Single by Paul McCartney & Wings
- A-side: "Helen Wheels"
- Released: 26 October 1973
- Recorded: 1972
- Genre: Country
- Length: 3:09
- Label: Apple Records
- Songwriters: Paul McCartney, Linda McCartney
- Producer: Paul McCartney

Paul McCartney & Wings singles chronology
| "Live and Let Die" (1973) | "Helen Wheels" / "Country Dreamer" (1973) | "Mrs Vandebilt" (1973) |

= Country Dreamer =

"Country Dreamer" is the B-side song to the single "Helen Wheels" released by Paul McCartney and Wings on 26 October 1973 in the UK and 12 November 1973 in the US. It was recorded in October 1972, and its country ambiance is similar to "Heart of the Country" from Paul McCartney's 1971 album Ram.

==Release==
The song was originally intended to be on Red Rose Speedway when it was to be a double album and was included on the 1993 The Paul McCartney Collection CD release of Band on the Run. It was also included on the 1987 CD reissue of Red Rose Speedway as well as the 2018 remastered version. In addition to being included on those releases, it was also on the 2010 remastered version of Band on the Run, along with the A-side "Helen Wheels". Both were included on The 7" Singles Box in 2022.

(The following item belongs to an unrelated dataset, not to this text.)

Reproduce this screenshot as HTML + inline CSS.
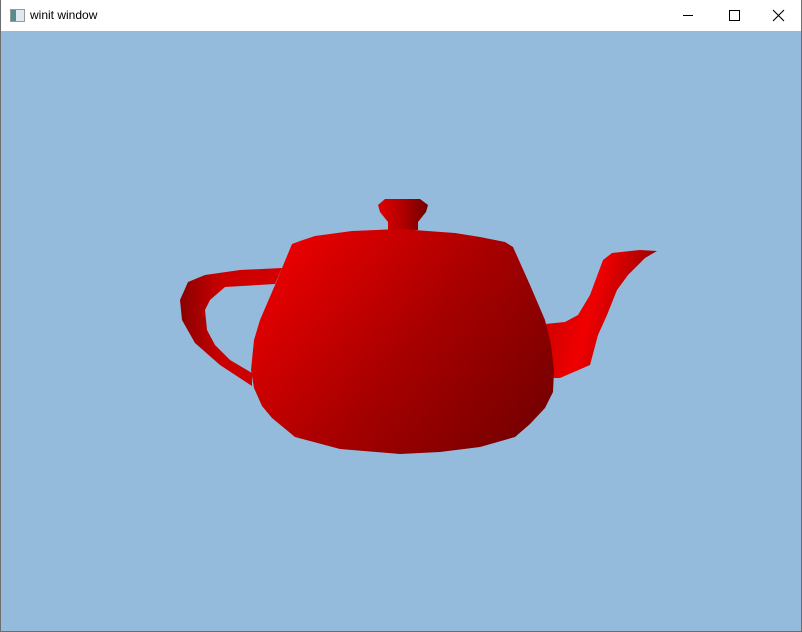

A version of the track was recorded in the backyard of Abbey Road Studios during the recording of One Hand Clapping in 1974. It was unreleased until 2024, when it was included on "The Backyard" Bonus 7-inch.

==Reception==
NME writers Roy Carr and Tony Tyler described it as "cute", saying that "although it takes four bars too long to get to the point, [it] is a model of simplicity and a tasteful exercise in three-part harmony and clean unobtrusive production."

==Personnel==
According to the author Luca Perasi:

- Paul McCartney – lead and backing vocals, acoustic guitar, piano, percussion
- Linda McCartney – backing vocals
- Denny Laine – bass, backing vocals
- Henry McCullough – pedal steel guitar
- Denny Seiwell – brushes, percussion

Note: Perasi is unsure if Paul McCartney and Seiwell played percussion.